Let's back up a little.  I am overly moral.  I know you all are shaking your head saying "oh this is a good thing.  One can't be too moral".  Yes they can trust me.  I don't know WHY I am this way but I am.  It is extreme.  One of my ex boyfriends loves to call me the moral police.  Now, couple this with a hot temper and the uncanny ability of being able to argue well.  Now, wanna rethink being overly moral is ok?  Fine here is an example:  my ex boyfriend had some pain medication.  He also had a roommate who helped herself to it and finished off several bottles of it without 1.  needing it and 2. ever asking permission.  So what do I do? I started an argument with him about how she was a THIEF.  I mean we argued about it.  I argued my case in multiple ways.  I believed she should have been banished from his house.  How dare her take advantage of him, he needed those pain meds (surgery).  Needless to say we didn't speak for awhile.

Now fast forward.  I do not lie...ever.  Not to save my butt, get out of a tough situation, avoid an argument.  Never.  Well ok I will tell a WHITE lie when it comes to someones cooking.  I cannot stand to hurt someones feelings on PURPOSE gees!  I try to avoid it by saying something positive like "oh I loved that you used garlic in this dish" haha!  So when the child I was in labor with for 24 hours lies to my face....when I catch her red handed after she dumped her chocolate soy milk with her medicine down the drain and she tried to wipe up the evidence...when this pretty little girl whom I would jump in front of a bus for lies to my face...I tend to take it a little hard.  What have I done wrong?  Is it too late? Where did she get this from? I thought kids learned by example damit! Who told me that? They. Were. Wrong.
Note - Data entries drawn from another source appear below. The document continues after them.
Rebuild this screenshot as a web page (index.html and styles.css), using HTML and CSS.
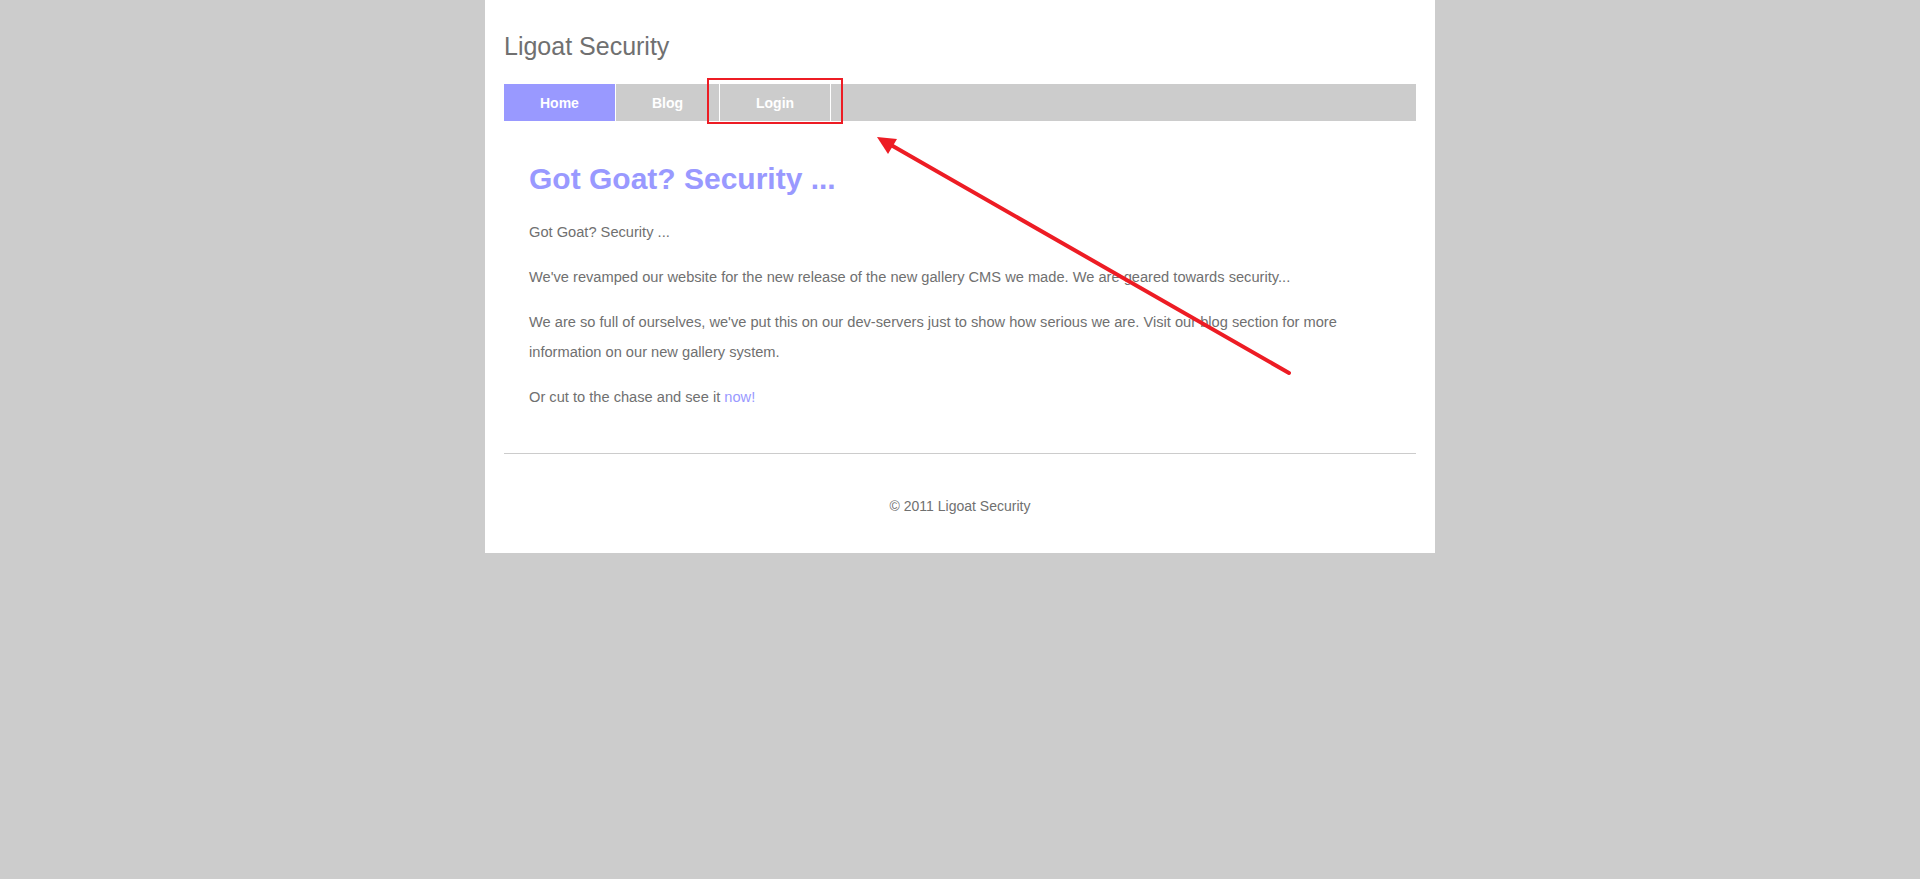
FILE: index.html
```html
<html>
<head>
<title>Ligoat Security</title>
<link rel="stylesheet" href="styles.css">
</head>
<body>

<div id="wrapper">
  <div id="header"><h1>Ligoat Security</h1></div>

  <ul id="menu">
    <li class="current"><a href="#">Home</a></li>
    <li><a href="#">Blog</a></li>
    <li><a href="#">Login</a></li>
  </ul>

  <div id="content">
    <h2>Got Goat? Security ...</h2>
    <p>Got Goat? Security ...</p>
    <p>We've revamped our website for the new release of the new gallery CMS we made. We are geared towards security...</p>
    <p>We are so full of ourselves, we've put this on our dev-servers just to show how serious we are. Visit our blog section for more information on our new gallery system.</p>
    <p>Or cut to the chase and see it <a href="#">now!</a></p>
  </div>

  <div id="footer">&copy; 2011 Ligoat Security</div>

  <!-- annotation drawn over the page -->
  <div class="mark-box"></div>
  <svg class="mark-arrow" width="950" height="552" viewBox="0 0 950 552">
    <line x1="804" y1="373" x2="406" y2="145" stroke="#ed1c24" stroke-width="4" stroke-linecap="round" />
    <polygon points="392,137 412,139 403,154" fill="#ed1c24" />
  </svg>
</div>

</body>
</html>
```

FILE: styles.css
```css
body { margin:0; background:#cccccc; font-family:"Liberation Sans", Arial, sans-serif; font-size:14px; color:#707070; }
#wrapper { position:relative; width:912px; margin:0 auto; padding:0 19px 32px; background:#fff; }
#header { padding-top:31px; margin-bottom:23px; }
#header h1 { margin:0; font-size:25px; font-weight:normal; line-height:30px; color:#707070; }
#menu { display:flex; margin:0; padding:0; list-style:none; background:#cccccc; height:37px; }
#menu li a { display:block; padding:1px 36px 0; line-height:36px; border-right:1px solid #fff; color:#fff; font-weight:bold; text-decoration:none; }
#menu li.current a { background:#9999ff; }
#content { padding:40px 25px 26px; border-bottom:1px solid #cccccc; }
#content h2 { margin:0 0 20px; font-size:30px; line-height:36px; color:#9999ff; }
#content p { margin:0 0 15px; font-size:14.65px; line-height:30px; }
#content a { color:#9999ff; text-decoration:none; }
#footer { padding-top:37px; text-align:center; line-height:30px; }
.mark-box { position:absolute; left:222px; top:78px; width:132px; height:42px; border:2px solid #ed1c24; }
.mark-arrow { position:absolute; left:0; top:0; pointer-events:none; }
```
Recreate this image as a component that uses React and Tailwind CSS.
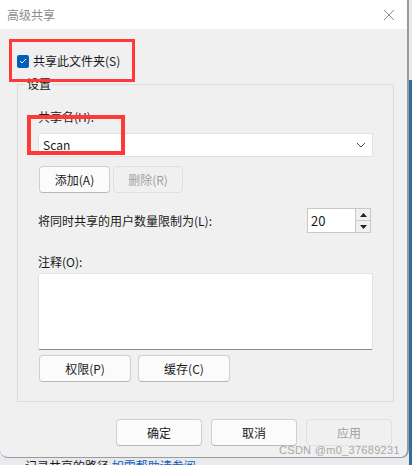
import React from "react";

const font = { fontFamily: '"Noto Sans CJK SC", "Noto Sans", sans-serif' };

const Btn = ({ children, disabled, className = "" }) => (
  <button
    disabled={disabled}
    className={`h-[27px] rounded-[4px] border text-[12px] leading-none ${
      disabled
        ? "border-[#e0e0e0] bg-[#f0f0f0] text-[#a0a0a0]"
        : "border-[#cfcfcf] border-b-[#b8b8b8] bg-[#fbfbfb] text-[#1a1a1a]"
    } ${className}`}
  >
    {children}
  </button>
);

export default function App() {
  return (
    <div className="relative w-[412px] h-[465px] overflow-hidden bg-[#e8eaee]" style={font}>
      {/* background strip at right */}
      <div className="absolute right-0 top-[80px] w-[3px] h-[385px] bg-[#2f6da3]" />

      <div className="relative w-[409px] h-[458px] flex flex-col bg-[#f0f0f0] rounded-b-[8px] border-r-2 border-b border-[#9a9a9a] overflow-hidden">
        {/* title bar */}
        <div className="h-[29px] bg-white flex items-center justify-between pl-[7px] pr-[12px]">
          <span className="text-[12px] text-[#8c8c8c]">高级共享</span>
          <svg width="12" height="12" viewBox="0 0 12 12" className="mt-[1px]">
            <path d="M1 1 L11 11 M11 1 L1 11" stroke="#8a8a8a" strokeWidth="1" />
          </svg>
        </div>

        {/* checkbox row */}
        <div className="flex items-center gap-[4px] pl-[17px] mt-[25px] h-[14px]">
          <span className="w-[12px] h-[13px] rounded-[2px] bg-[#005fb8] flex items-center justify-center">
            <svg width="8" height="8" viewBox="0 0 8 8">
              <path d="M1 4.2 L3 6 L7 2" stroke="white" strokeWidth="1" fill="none" />
            </svg>
          </span>
          <span className="text-[12px] text-[#1a1a1a]">共享此文件夹(S)</span>
        </div>

        {/* settings group */}
        <fieldset className="ml-[17px] mt-[9px] w-[375px] h-[325px] border border-[#dcdcdc] px-[20px]">
          <legend className="-ml-[12px] px-[1px] text-[12px] text-[#1a1a1a] leading-[14px]">设置</legend>

          <div className="text-[12px] text-[#1a1a1a] mt-[19px] leading-[14px]">共享名(H):</div>
          <div className="mt-[9px] h-[24px] w-[335px] bg-white border border-[#e2e2e2] flex items-center justify-between pl-[4px] pr-[6px]">
            <span className="text-[12px] text-[#1a1a1a]">Scan</span>
            <svg width="10" height="6" viewBox="0 0 10 6">
              <path d="M1 1 L5 5 L9 1" stroke="#555" strokeWidth="1" fill="none" />
            </svg>
          </div>

          <div className="flex gap-[3px] mt-[9px] ml-[1px]">
            <Btn className="w-[71px]">添加(A)</Btn>
            <Btn disabled className="w-[70px]">删除(R)</Btn>
          </div>

          <div className="flex items-center justify-between mt-[15px] w-[333px]">
            <span className="text-[12px] text-[#1a1a1a]">将同时共享的用户数量限制为(L):</span>
            <div className="flex h-[25px] border border-[#c8c8c8]">
              <div className="w-[47px] bg-white flex items-center pl-[3px] text-[13px] text-[#1a1a1a]">20</div>
              <div className="w-[15px] flex flex-col border-l border-[#c8c8c8]">
                <div className="flex-1 flex items-center justify-center border-b border-[#c8c8c8]">
                  <svg width="7" height="4" viewBox="0 0 7 4"><path d="M0 4 L3.5 0 L7 4 Z" fill="#222" /></svg>
                </div>
                <div className="flex-1 flex items-center justify-center">
                  <svg width="7" height="4" viewBox="0 0 7 4"><path d="M0 0 L3.5 4 L7 0 Z" fill="#222" /></svg>
                </div>
              </div>
            </div>
          </div>

          <div className="text-[12px] text-[#1a1a1a] mt-[22px] leading-[14px]">注释(O):</div>
          <div className="mt-[4px] h-[77px] w-[335px] bg-white border border-[#e2e2e2] border-b-[#8a8a8a] rounded-[2px]" />

          <div className="flex gap-[7px] mt-[5px] ml-[1px]">
            <Btn className="w-[92px]">权限(P)</Btn>
            <Btn className="w-[92px]">缓存(C)</Btn>
          </div>
        </fieldset>

        {/* bottom buttons */}
        <div className="flex gap-[9px] ml-[116px] mt-[17px]">
          <Btn className="w-[86px]">确定</Btn>
          <Btn className="w-[86px]">取消</Btn>
          <Btn disabled className="w-[86px]">应用</Btn>
        </div>

        <div className="absolute left-[279px] top-[442px] text-[11px] text-[#a8a8a8] tracking-[0.3px]" style={{ fontFamily: '"Liberation Sans", sans-serif' }}>
          CSDN @m0_37689231
        </div>

        {/* annotation boxes */}
        <div className="absolute left-[9px] top-[39px] w-[126px] h-[43px] border-[3px] border-[#ff3838]" />
        <div className="absolute left-[27px] top-[115px] w-[98px] h-[40px] border-[4px] border-[#ff3838]" />
      </div>

      {/* partially visible text behind */}
      <div className="absolute left-[25px] top-[459px] text-[12px] text-[#1a1a1a] leading-[14px]">
        记录共享的路径 <span className="text-[#1060c0]">如需帮助请参阅</span>
      </div>
    </div>
  );
}
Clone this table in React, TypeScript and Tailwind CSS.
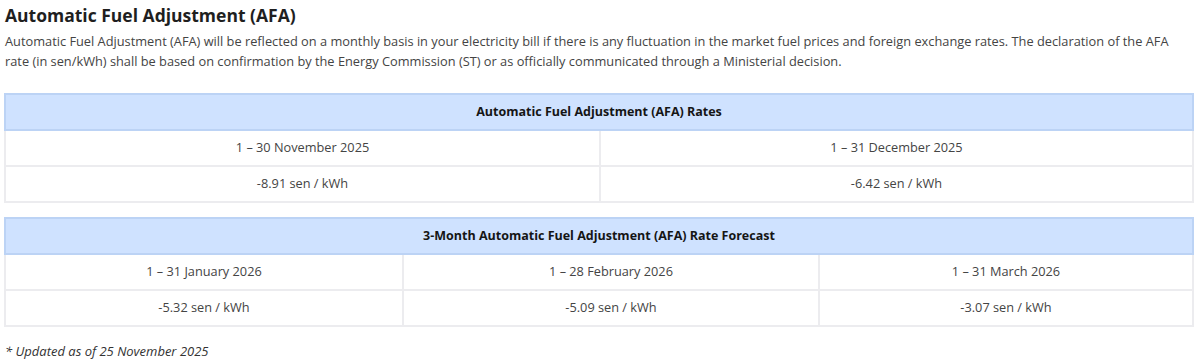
import React from 'react'

const font = { fontFamily: '"Open Sans", "Liberation Sans", sans-serif' }

const current = [
  { period: '1 – 30 November 2025', rate: '-8.91 sen / kWh' },
  { period: '1 – 31 December 2025', rate: '-6.42 sen / kWh' },
]

const forecast = [
  { period: '1 – 31 January 2026', rate: '-5.32 sen / kWh' },
  { period: '1 – 28 February 2026', rate: '-5.09 sen / kWh' },
  { period: '1 – 31 March 2026', rate: '-3.07 sen / kWh' },
]

const cell = 'h-[36px] border-2 border-[#ececef] text-center align-middle text-[12.75px] text-[#444]'
const head = 'h-[36px] border-2 border-[#bcd3f5] bg-[#cfe2ff] text-center align-middle text-[12.5px] font-bold text-[#151515]'

export default function App() {
  return (
    <div className="bg-white px-[4px] pt-[2px] w-[1200px] h-[364px] overflow-hidden" style={font}>
      <h2 className="pl-[1px] text-[17.5px] font-bold leading-[26px] text-[#1f1f1f]">Automatic Fuel Adjustment (AFA)</h2>
      <p className="mt-[3px] pl-[1px] pr-[20px] text-[12.8px] leading-[20px] text-[#444]">
        Automatic Fuel Adjustment (AFA) will be reflected on a monthly basis in your electricity bill if there is any fluctuation in the market fuel prices and foreign exchange rates. The declaration of the AFA rate (in sen/kWh) shall be based on confirmation by the Energy Commission (ST) or as officially communicated through a Ministerial decision.
      </p>

      {/* Current rates */}
      <table className="mt-[22px] w-[1190px] border-collapse table-fixed">
        <colgroup>
          <col className="w-[595px]" />
          <col />
        </colgroup>
        <thead>
          <tr>
            <th colSpan={2} className={head}>Automatic Fuel Adjustment (AFA) Rates</th>
          </tr>
        </thead>
        <tbody>
          <tr>
            {current.map(c => (
              <td key={c.period} className={cell}>{c.period}</td>
            ))}
          </tr>
          <tr>
            {current.map(c => (
              <td key={c.rate} className={cell}>{c.rate}</td>
            ))}
          </tr>
        </tbody>
      </table>

      {/* Forecast */}
      <table className="mt-[14px] w-[1190px] border-collapse table-fixed">
        <colgroup>
          <col className="w-[398px]" />
          <col className="w-[416px]" />
          <col />
        </colgroup>
        <thead>
          <tr>
            <th colSpan={3} className={head}>3-Month Automatic Fuel Adjustment (AFA) Rate Forecast</th>
          </tr>
        </thead>
        <tbody>
          <tr>
            {forecast.map(c => (
              <td key={c.period} className={cell}>{c.period}</td>
            ))}
          </tr>
          <tr>
            {forecast.map(c => (
              <td key={c.rate} className={cell}>{c.rate}</td>
            ))}
          </tr>
        </tbody>
      </table>

      <p className="mt-[15px] pl-[1px] text-[13px] italic text-[#333]">* Updated as of 25 November 2025</p>
    </div>
  )
}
I have tried everything to help my child see that lying will bring no good to the human race.  I have yelled.  I have lectured.  I have calmly explained that lying will only cause her friends to not like her nor trust her.  I have punished, taken away prized babies, grounded.  NOTHING IS WORKING!  Today, I told my child I was ashamed of her.  My heart sunk when I said those words.  I could literally feel my heart in my stomach.  Then I told her no ipod for one week, no tv for two days and she will get a spanking when she gets home.  The worst part of all of this?  The utter GUILT I felt for my baby having to start her day off like this.  Kills me even as I am writing this.  Of course I told her how much mommy still loves her no matter what as she left the car.

Another very important factor in all of this - I HATE spanking.  Despise it.  Swore I would never do it unless it was something extreme like playing with matches.  I was spanked with everything you can think of as a child:  wooden spoons, fly swatters, shoes, brushes, boy you name it.  At my age, I think we all got spanked with things back then huh? Go get a switch off the tree type of thing lol.  I, however, swore that I never would unless absolutely necessary.  I would not continue the pattern of whacking my child for every minor offense in life.  And for the most part I have lived up to that.  I have had to spank her when all other things have failed.  I must admit I spanked out of anger twice I believe.  I try extremely hard to not ever spank out of anger.  99% of the time I spank, I explain why and swat only on the butt and only 2 or 3 swats.  NOW my little girl will start crying and telling me "mama don't do it you know you hate spanking me and it will only break your heart and make you cry".  Clever little thing huh?  She is right.  She has seen me cry after spanking her.  I told you I hated it and rarely do it.  All my friends think I should be spanking all the time.  No.  No no.

If anyone out there has any ideas on the whole lying thing, please let me know.  I've read her books on this as well.  Nothing is sticking people. She see's a counselor as well for the stress of me being sick. This is obviously top priority so the whole lying thing hasn't really been addressed with him.  I need some real life suggestions. I know kids lie but I am failing.  I am obviously not teaching her to not lie.